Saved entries
▽
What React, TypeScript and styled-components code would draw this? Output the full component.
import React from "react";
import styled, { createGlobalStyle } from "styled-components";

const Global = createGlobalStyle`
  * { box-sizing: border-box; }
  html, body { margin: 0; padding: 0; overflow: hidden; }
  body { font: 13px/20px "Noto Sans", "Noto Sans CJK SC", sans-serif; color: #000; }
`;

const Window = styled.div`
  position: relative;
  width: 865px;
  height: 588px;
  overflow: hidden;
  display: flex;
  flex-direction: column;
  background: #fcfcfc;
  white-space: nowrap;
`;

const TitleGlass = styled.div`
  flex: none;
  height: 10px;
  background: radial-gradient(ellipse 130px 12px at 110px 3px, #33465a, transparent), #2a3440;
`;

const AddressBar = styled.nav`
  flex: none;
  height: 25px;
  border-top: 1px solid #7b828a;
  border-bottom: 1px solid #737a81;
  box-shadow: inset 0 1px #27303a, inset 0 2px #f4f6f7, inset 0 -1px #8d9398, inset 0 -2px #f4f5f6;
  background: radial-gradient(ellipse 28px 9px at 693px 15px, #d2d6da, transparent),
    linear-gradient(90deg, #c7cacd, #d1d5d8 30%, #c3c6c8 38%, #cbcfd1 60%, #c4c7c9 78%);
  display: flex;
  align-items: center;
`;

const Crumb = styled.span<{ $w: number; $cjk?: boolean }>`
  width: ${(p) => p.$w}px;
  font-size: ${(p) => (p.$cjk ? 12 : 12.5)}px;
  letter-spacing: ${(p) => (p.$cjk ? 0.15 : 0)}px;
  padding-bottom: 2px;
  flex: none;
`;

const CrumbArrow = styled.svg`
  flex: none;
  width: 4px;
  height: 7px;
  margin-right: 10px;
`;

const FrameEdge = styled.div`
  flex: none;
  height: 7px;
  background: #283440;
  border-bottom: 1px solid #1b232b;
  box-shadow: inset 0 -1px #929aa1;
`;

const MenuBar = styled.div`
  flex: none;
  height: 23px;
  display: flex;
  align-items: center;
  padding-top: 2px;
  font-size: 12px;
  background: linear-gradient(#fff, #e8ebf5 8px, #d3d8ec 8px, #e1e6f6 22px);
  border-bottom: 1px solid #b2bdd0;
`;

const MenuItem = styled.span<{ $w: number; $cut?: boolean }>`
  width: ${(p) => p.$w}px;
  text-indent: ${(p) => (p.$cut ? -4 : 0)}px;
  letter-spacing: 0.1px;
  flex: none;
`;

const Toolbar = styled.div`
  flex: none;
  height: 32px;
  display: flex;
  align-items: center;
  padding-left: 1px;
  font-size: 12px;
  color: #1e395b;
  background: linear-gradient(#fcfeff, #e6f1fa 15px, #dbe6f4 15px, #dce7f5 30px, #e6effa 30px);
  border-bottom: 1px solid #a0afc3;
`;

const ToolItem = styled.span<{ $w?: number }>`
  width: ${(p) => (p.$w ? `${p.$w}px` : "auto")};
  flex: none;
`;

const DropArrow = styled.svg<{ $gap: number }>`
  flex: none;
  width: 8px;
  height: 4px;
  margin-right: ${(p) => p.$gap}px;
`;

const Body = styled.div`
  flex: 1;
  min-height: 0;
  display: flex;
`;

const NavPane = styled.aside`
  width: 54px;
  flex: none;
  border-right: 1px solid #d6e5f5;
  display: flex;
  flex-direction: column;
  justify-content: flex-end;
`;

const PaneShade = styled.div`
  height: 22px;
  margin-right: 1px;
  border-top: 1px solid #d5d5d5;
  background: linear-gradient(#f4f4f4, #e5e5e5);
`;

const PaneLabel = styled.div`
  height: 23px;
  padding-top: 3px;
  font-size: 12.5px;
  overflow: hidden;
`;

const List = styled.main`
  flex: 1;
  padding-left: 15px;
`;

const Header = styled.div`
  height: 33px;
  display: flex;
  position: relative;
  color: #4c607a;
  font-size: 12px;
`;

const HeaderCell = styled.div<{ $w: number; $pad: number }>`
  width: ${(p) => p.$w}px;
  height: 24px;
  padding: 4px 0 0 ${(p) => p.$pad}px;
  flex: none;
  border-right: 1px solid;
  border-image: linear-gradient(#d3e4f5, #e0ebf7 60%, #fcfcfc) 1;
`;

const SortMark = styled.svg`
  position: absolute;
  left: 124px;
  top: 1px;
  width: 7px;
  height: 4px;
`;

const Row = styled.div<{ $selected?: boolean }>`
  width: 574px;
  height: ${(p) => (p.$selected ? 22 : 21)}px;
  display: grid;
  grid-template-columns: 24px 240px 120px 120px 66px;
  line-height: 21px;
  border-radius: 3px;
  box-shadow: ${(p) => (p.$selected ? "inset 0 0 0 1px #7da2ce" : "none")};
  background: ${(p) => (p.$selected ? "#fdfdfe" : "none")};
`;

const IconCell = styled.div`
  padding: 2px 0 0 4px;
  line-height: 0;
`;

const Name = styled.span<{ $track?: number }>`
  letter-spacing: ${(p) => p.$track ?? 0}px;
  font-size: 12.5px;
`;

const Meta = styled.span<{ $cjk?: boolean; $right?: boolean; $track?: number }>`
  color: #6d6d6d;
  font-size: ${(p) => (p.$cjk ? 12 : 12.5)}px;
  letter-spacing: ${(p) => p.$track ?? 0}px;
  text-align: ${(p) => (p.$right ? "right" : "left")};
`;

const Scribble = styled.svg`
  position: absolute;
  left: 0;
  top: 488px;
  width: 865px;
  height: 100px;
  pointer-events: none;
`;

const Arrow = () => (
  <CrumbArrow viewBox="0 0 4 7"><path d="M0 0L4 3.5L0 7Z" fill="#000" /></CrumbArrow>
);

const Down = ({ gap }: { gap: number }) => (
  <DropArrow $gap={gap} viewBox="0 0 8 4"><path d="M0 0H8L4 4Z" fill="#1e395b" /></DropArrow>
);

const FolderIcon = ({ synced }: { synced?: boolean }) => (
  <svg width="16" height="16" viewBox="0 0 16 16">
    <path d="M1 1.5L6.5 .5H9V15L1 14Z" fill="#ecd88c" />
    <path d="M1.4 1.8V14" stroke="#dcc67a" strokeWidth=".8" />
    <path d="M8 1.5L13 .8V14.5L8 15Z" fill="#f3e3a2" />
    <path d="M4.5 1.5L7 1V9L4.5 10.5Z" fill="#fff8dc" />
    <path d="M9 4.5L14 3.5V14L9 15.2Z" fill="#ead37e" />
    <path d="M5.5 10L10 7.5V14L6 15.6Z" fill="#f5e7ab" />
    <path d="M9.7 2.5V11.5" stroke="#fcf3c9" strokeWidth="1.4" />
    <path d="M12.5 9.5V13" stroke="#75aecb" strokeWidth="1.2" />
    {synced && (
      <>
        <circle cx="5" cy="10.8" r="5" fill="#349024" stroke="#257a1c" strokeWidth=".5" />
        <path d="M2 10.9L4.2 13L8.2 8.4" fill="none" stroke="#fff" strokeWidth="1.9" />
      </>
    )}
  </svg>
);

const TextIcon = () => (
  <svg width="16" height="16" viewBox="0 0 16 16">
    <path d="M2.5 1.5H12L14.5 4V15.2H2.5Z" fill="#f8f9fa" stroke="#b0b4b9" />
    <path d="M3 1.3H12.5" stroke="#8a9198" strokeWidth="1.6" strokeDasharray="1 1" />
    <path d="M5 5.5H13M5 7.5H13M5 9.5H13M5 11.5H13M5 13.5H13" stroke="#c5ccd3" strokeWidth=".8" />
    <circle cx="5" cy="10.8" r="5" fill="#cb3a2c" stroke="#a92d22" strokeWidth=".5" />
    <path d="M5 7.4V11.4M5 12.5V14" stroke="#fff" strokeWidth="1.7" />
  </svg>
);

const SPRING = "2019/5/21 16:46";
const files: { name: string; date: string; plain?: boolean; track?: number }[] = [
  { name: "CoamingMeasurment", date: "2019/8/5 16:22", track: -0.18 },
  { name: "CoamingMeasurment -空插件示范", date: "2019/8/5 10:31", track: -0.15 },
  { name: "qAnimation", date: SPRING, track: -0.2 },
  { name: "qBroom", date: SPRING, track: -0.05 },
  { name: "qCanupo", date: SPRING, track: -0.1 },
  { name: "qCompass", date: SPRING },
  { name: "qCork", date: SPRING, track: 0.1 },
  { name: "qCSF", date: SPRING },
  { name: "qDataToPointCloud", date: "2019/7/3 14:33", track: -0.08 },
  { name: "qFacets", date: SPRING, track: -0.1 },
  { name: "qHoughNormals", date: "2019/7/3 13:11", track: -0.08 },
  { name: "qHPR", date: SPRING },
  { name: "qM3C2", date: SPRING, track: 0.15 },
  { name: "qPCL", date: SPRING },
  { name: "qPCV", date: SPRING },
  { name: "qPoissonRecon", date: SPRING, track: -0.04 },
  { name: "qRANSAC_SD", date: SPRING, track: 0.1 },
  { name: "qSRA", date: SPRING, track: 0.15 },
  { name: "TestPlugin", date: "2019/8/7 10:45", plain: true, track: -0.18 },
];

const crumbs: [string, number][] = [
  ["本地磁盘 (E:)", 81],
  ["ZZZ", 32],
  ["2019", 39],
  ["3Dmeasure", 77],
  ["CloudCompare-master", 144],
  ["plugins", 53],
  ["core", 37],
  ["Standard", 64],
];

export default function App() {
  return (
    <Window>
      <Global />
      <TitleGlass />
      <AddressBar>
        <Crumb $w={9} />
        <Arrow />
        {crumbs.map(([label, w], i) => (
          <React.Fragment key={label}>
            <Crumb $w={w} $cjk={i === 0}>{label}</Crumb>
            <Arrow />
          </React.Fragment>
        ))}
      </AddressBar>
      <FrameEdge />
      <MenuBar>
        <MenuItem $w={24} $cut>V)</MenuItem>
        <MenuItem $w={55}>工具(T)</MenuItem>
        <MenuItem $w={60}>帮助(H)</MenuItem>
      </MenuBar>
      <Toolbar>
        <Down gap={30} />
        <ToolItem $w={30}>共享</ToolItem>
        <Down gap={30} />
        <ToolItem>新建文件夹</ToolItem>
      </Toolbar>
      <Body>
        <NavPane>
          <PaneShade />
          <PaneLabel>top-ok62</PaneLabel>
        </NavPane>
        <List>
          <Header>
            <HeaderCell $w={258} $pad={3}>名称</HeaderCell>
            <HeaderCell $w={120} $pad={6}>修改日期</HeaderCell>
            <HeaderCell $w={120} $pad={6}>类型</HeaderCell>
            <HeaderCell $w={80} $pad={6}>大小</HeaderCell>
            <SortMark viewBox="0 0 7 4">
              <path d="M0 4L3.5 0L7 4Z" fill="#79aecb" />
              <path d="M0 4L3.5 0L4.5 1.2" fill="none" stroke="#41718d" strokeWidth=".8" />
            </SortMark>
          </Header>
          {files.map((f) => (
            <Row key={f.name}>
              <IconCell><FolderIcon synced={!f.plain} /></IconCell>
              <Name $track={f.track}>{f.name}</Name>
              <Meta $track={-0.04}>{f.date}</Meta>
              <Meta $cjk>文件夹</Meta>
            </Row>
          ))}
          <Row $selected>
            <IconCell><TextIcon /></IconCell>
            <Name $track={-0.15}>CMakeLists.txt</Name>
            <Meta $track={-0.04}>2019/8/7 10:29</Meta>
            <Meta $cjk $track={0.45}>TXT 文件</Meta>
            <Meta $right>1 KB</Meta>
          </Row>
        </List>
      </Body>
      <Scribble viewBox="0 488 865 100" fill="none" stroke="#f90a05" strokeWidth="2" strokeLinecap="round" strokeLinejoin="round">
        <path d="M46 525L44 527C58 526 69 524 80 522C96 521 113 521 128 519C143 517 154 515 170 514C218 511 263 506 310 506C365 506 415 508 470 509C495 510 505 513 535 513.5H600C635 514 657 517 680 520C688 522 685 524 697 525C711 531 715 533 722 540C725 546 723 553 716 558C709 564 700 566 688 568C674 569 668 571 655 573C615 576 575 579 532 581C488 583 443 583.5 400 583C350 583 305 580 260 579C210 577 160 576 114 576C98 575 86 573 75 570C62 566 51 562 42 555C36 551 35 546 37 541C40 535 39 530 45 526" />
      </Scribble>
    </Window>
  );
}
△
▽
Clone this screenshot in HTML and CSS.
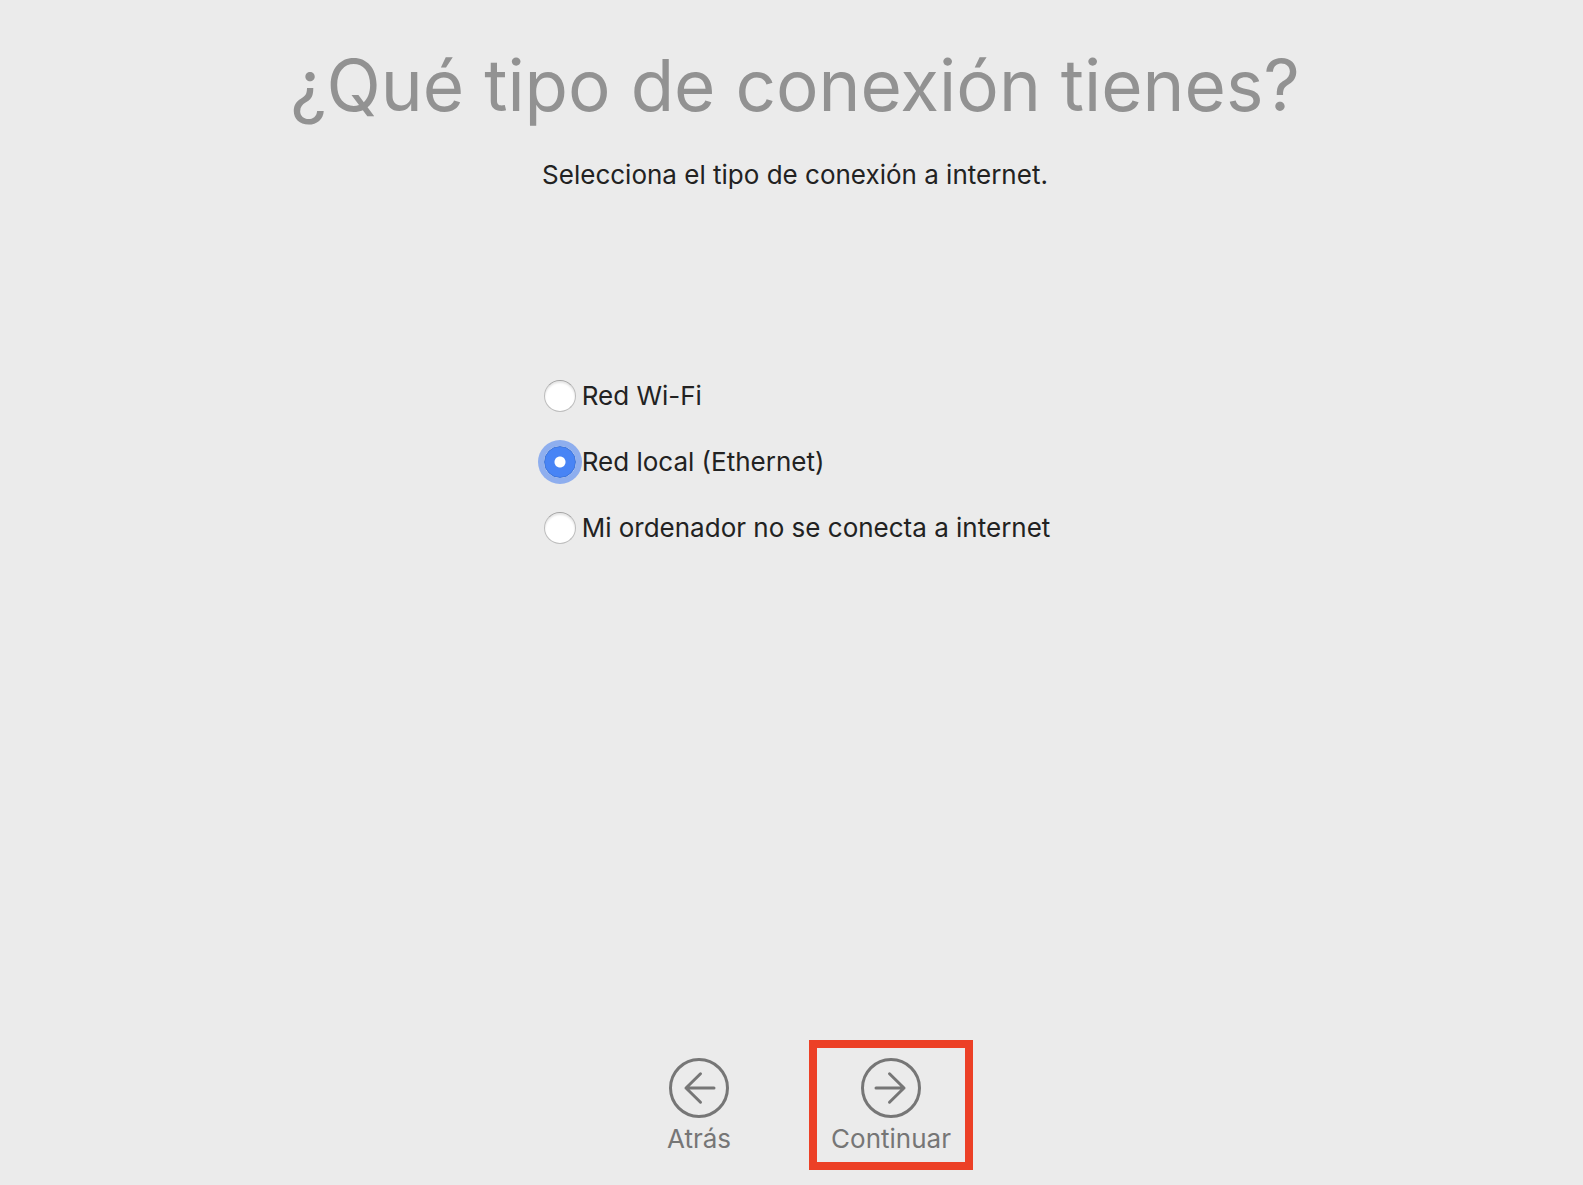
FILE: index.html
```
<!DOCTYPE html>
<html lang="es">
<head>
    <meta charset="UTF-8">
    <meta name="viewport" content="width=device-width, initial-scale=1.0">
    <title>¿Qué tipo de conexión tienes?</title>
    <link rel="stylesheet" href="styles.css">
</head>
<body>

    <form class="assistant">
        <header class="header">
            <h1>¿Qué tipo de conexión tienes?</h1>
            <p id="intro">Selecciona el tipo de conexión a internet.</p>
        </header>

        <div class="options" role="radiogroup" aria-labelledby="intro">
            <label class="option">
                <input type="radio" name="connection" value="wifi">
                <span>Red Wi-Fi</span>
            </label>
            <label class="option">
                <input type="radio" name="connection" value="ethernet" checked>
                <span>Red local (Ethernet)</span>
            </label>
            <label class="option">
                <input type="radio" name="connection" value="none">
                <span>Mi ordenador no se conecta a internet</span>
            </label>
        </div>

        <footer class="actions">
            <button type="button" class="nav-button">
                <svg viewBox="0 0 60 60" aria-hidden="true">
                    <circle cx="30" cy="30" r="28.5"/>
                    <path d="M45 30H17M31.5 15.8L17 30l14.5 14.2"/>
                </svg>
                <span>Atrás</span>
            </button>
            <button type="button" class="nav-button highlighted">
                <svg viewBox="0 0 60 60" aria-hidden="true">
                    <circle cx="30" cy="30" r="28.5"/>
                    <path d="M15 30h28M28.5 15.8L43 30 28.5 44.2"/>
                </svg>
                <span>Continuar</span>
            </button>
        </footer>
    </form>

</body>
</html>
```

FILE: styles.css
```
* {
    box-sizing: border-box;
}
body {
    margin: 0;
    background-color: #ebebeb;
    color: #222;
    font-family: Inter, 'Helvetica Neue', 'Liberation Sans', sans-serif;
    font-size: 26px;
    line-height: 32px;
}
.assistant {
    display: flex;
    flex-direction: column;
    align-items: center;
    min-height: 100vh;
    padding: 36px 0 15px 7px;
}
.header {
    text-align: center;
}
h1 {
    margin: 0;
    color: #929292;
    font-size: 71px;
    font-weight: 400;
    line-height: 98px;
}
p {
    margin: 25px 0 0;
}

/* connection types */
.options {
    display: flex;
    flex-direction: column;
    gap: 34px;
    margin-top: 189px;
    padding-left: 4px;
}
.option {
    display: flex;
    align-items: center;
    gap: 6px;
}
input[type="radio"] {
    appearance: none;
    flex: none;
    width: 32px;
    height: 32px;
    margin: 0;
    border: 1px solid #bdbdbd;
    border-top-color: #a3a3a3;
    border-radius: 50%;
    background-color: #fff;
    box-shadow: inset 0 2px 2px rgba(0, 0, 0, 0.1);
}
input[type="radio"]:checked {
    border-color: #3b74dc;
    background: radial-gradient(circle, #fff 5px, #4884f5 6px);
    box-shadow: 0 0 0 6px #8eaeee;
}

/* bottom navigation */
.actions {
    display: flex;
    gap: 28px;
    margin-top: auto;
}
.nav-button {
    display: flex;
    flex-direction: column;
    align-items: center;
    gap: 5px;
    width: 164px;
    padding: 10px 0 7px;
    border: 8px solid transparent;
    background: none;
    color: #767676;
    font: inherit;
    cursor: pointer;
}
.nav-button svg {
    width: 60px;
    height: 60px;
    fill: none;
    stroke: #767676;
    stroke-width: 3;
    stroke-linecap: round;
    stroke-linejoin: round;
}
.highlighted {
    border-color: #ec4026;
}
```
△
- _SET EXERCISE_
From the listing above, collect each line in which the string "React" appears.

- _RESULT_
What React, TypeScript and styled-components code would draw this? Output the full component.
import React from "react";
          <React.Fragment key={label}>
          </React.Fragment>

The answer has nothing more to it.